In order to better understand the procedure to install language support in Oracle Solaris 11, you should become familiar with the concept of facets.

What Is a Facet?

In earlier Oracle Solaris releases, the optional components such as documentation, localization or debug files used to be split into separate packages. The Image Packaging System in Oracle Solaris 11 allows Oracle to keep the optional components in the same package using special tags called facets. Facets make the packaging simpler, while keeping disk space usage low if you do not need the additional features. For more information on facets, see Package Facets and Variants in Adding and Updating Software in Oracle Solaris 11.2 and Chapter 5, Allowing Variations, in Packaging and Delivering Software With the Image Packaging System in Oracle Solaris 11.2 .

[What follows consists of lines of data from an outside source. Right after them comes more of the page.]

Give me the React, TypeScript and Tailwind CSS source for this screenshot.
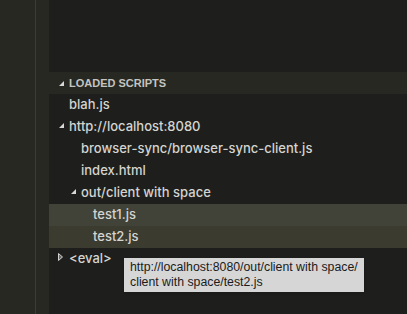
import React from 'react';

type Row = {
  label: string;
  depth: number;
  twisty?: 'open' | 'closed';
  bg?: string;
};

const rows: Row[] = [
  { label: 'blah.js', depth: 0 },
  { label: 'http://localhost:8080', depth: 0, twisty: 'open' },
  { label: 'browser-sync/browser-sync-client.js', depth: 1 },
  { label: 'index.html', depth: 1 },
  { label: 'out/client with space', depth: 1, twisty: 'open' },
  { label: 'test1.js', depth: 2, bg: 'bg-[#414339]' },
  { label: 'test2.js', depth: 2, bg: 'bg-[#3c3b30]' },
  { label: '<eval>', depth: 0, twisty: 'closed' },
];

const padByDepth = ['pl-[20px]', 'pl-[32px]', 'pl-[44px]'];

function Twisty({ kind }: { kind: 'open' | 'closed' }) {
  if (kind === 'open') {
    return (
      <svg width="5" height="5" viewBox="0 0 5 5" className="absolute left-[-10px] top-[6px]">
        <path d="M5 0 L5 5 L0 5 Z" fill="#d8d8d8" />
      </svg>
    );
  }
  return (
    <svg width="5" height="8" viewBox="0 0 5 8" className="absolute left-[-11px] top-[4px]">
      <path d="M0.5 0.5 L4.5 4 L0.5 7.5 Z" fill="#6a6a66" stroke="#d0d0d0" strokeWidth="1" />
    </svg>
  );
}

export default function App() {
  return (
    <div className="flex h-[314px] w-[407px] overflow-hidden bg-[#272822] font-['Inter','Liberation_Sans',Arial,sans-serif]">
      <div className="w-[35px] shrink-0 bg-[#272822]" />
      <div className="w-px shrink-0 bg-[#3b3c35]" />
      <div className="w-[13px] shrink-0 bg-[#272822]" />
      <div className="relative flex flex-1 flex-col bg-[#1e1f1c]">
        <div className="h-[72px]" />
        <div className="flex h-[22px] items-center bg-[#272822] pl-[20px] font-['Liberation_Sans',Arial,sans-serif] text-[11px] font-bold text-[#c3c3c0]">
          <span className="relative">
            <Twisty kind="open" />
            LOADED SCRIPTS
          </span>
        </div>
        {rows.map((r) => (
          <div
            key={r.label}
            className={`flex h-[22px] items-center text-[13px] font-medium text-[#d4d4d0] ${padByDepth[r.depth]} ${r.bg ?? ''}`}
          >
            <span className="relative whitespace-nowrap">
              {r.twisty && <Twisty kind={r.twisty} />}
              {r.label}
            </span>
          </div>
        ))}
        <div className="absolute left-[75px] top-[258px] bg-[#d6d6d6] px-[6px] py-[2px] font-['Liberation_Sans',Arial,sans-serif] text-[12.3px] leading-[15px] text-[#1b1b1b] shadow-sm">
          <div className="whitespace-nowrap">http://localhost:8080/out/client with space/</div>
          <div className="whitespace-nowrap">client with space/test2.js</div>
        </div>
      </div>
    </div>
  );
}
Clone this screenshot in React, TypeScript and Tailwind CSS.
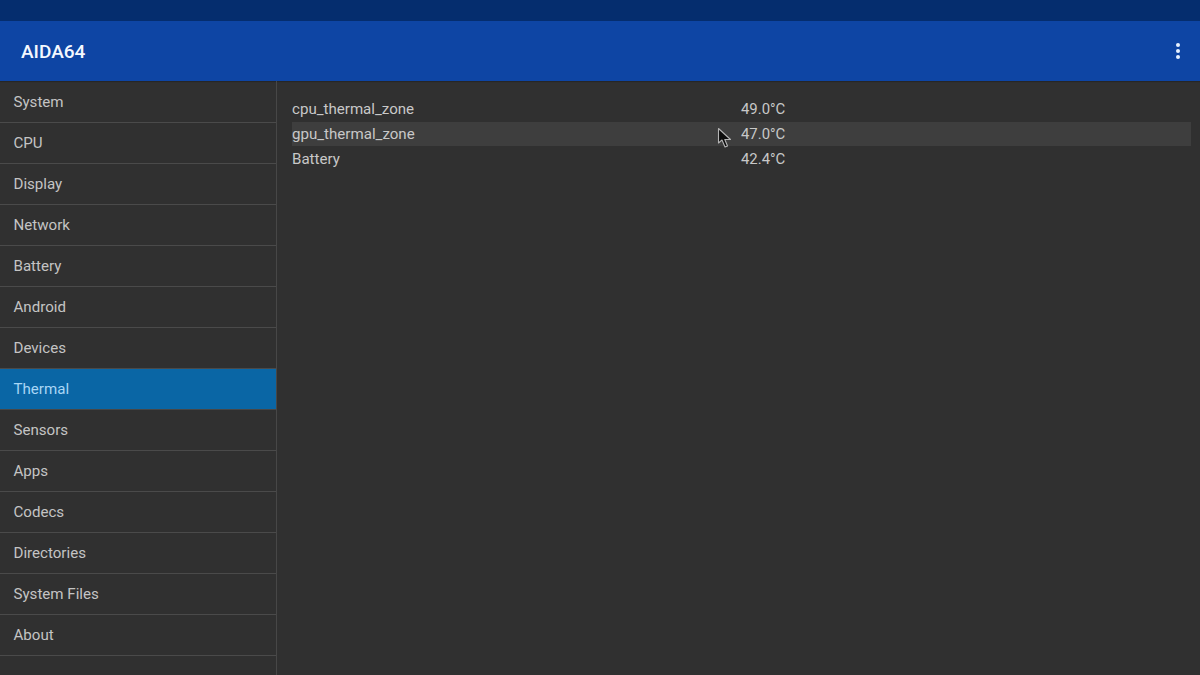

The locale facets are used to mark files or actions that are language or locale specific. For example, in the manifest of the web/wget package, the file /usr/share/locale/ja/LC_MESSAGES/wget.mo is tagged with facet.locale.ja=true. This tag indicates that the file, containing Japanese translations of the wget messages, will only be installed when support for Japanese is enabled by setting the facet.locale.ja facet to true.

Structure of Locale Facets

There is no fixed format for the locale facets. The following convention is used in the Oracle IPS repositories:

facet.locale.{language}[_territory]

language is a two-letter language code from the ISO 639 standard, and territory is a two-letter territory code from ISO 3166.